Senior, junior, inferior, superior, anterior, posterior, prior etc. They are used as comparative and after them, we use “to” instead of “than”.

Tania is junior to me by four years.

Billal is senior to Akash by three years.

Nazrul is superior to Kali Das.

Latin adjectives

Major, minor, interior, exterior, ulterior etc.

They are used “positive degree”.

The major portion of our peoples is illiterate.

The exterior area of our village is very beautiful.

Absolute, complete, chief, excellent, entire, perfect, full, unique, extreme, ideal, round, square, universal etc. These adjectives have no comparative and superlative form.

Humayon has more extreme power. (Incorrect)

Humayon has extreme power. (Correct).

Mothers are the most unique creature. (Incorrect).

Mothers are the unique creature. (Correct).


We use “infinitive” after “prefer” when only one verb comes in the sentence but, “gerund” for two verbs.

I prefer to stay alone.

Mamun prefers to go picnic.

I prefers reading to writing.

Jannat prefers gossiping to remaining alone.

Alternative, else, other etc. These words have no comparative form but, we use “than” after them.

I have no alternative than to go there.

He is none else than my brother.


Sub. + prefer + gerund + to + gerund.

I prefer walking to swimming.

Would prefer

Sub. + prefer/would prefer + infinitive + rather + than + zero infinitive.

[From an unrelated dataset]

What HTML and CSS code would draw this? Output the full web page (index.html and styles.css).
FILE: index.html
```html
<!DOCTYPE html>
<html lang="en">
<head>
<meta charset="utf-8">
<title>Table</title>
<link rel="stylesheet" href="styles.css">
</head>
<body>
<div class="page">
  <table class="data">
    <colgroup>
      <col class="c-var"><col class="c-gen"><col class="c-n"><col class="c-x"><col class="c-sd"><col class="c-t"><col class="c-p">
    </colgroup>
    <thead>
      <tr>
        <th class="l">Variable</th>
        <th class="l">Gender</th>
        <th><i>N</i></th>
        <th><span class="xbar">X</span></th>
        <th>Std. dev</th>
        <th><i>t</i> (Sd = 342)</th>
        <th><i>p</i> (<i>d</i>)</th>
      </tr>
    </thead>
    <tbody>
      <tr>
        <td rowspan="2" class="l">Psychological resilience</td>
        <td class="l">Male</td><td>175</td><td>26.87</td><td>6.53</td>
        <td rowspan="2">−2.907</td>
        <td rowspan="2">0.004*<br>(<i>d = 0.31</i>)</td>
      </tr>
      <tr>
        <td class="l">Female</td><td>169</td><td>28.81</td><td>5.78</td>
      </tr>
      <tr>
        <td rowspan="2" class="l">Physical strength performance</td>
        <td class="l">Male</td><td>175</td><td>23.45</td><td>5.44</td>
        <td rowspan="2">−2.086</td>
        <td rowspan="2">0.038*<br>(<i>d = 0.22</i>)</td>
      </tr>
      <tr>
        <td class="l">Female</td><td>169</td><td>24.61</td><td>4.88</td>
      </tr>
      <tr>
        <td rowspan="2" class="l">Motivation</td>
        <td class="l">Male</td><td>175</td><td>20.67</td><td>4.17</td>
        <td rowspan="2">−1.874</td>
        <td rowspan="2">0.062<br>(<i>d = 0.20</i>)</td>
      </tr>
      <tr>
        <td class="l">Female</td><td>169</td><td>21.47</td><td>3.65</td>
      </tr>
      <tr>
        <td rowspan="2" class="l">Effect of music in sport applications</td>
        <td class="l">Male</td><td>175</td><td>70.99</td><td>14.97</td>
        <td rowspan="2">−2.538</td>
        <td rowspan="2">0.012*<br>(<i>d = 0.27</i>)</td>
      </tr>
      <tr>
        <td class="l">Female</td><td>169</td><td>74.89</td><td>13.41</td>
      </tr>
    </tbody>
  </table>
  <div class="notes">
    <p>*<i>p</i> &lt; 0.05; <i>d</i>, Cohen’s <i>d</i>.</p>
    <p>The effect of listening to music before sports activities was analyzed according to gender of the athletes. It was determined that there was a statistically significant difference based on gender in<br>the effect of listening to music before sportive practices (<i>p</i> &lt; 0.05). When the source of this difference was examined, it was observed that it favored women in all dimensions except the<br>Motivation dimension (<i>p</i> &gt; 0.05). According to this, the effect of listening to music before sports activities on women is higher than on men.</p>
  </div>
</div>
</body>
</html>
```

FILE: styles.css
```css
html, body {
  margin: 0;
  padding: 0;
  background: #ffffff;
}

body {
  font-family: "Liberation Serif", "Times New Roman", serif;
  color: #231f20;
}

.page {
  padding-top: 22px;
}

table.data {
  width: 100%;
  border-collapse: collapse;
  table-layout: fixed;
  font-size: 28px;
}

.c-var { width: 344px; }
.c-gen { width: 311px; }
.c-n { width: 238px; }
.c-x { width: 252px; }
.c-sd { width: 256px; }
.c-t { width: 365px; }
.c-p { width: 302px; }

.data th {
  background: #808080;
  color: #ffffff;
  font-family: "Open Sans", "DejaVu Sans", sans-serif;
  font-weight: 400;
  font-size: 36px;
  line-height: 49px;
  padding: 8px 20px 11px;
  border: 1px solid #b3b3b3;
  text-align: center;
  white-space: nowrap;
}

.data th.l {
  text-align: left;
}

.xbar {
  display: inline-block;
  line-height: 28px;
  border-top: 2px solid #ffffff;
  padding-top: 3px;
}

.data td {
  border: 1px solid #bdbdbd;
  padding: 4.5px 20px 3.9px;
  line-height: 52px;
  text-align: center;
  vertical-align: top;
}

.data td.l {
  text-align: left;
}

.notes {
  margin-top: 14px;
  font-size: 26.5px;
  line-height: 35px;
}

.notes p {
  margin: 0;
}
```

Tania would prefer/prefers to sing rather than dance.

Had rather

Sub. + had rather + zero infinitive + than + zero infinitive.

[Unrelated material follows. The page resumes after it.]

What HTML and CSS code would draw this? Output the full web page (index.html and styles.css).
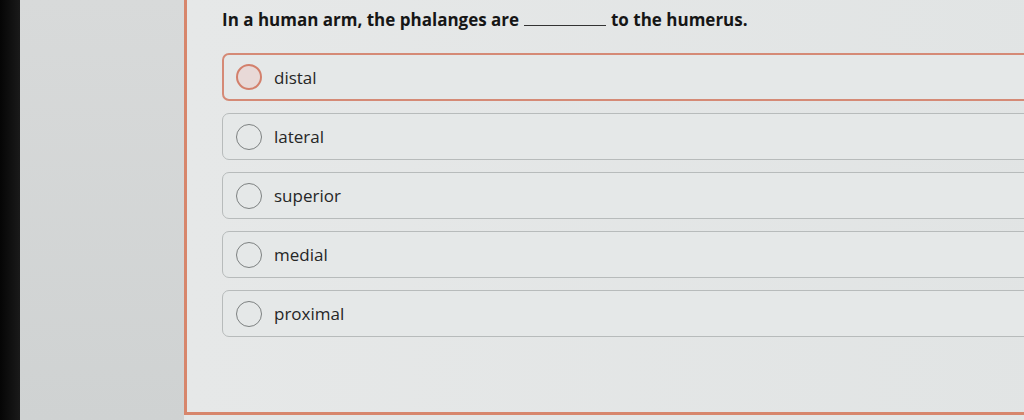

Nipa had rather die than beg.

Had better

Sub. + had better + zero infinitive + than + zero infinitive.

Jannat had better do this than leave.

Had sooner

Sub. + had sooner + zero infinitive + than + zero infinitive.

Meem had sooner work out math than cry.

Would sooner/rather

Sub. + would sooner/rather + zero infinitive + than + zero infinitive.

Would as soon

Sub. + would as soon + zero infinitive + as + zero infinitive.

Niloy would as soon do it as go away.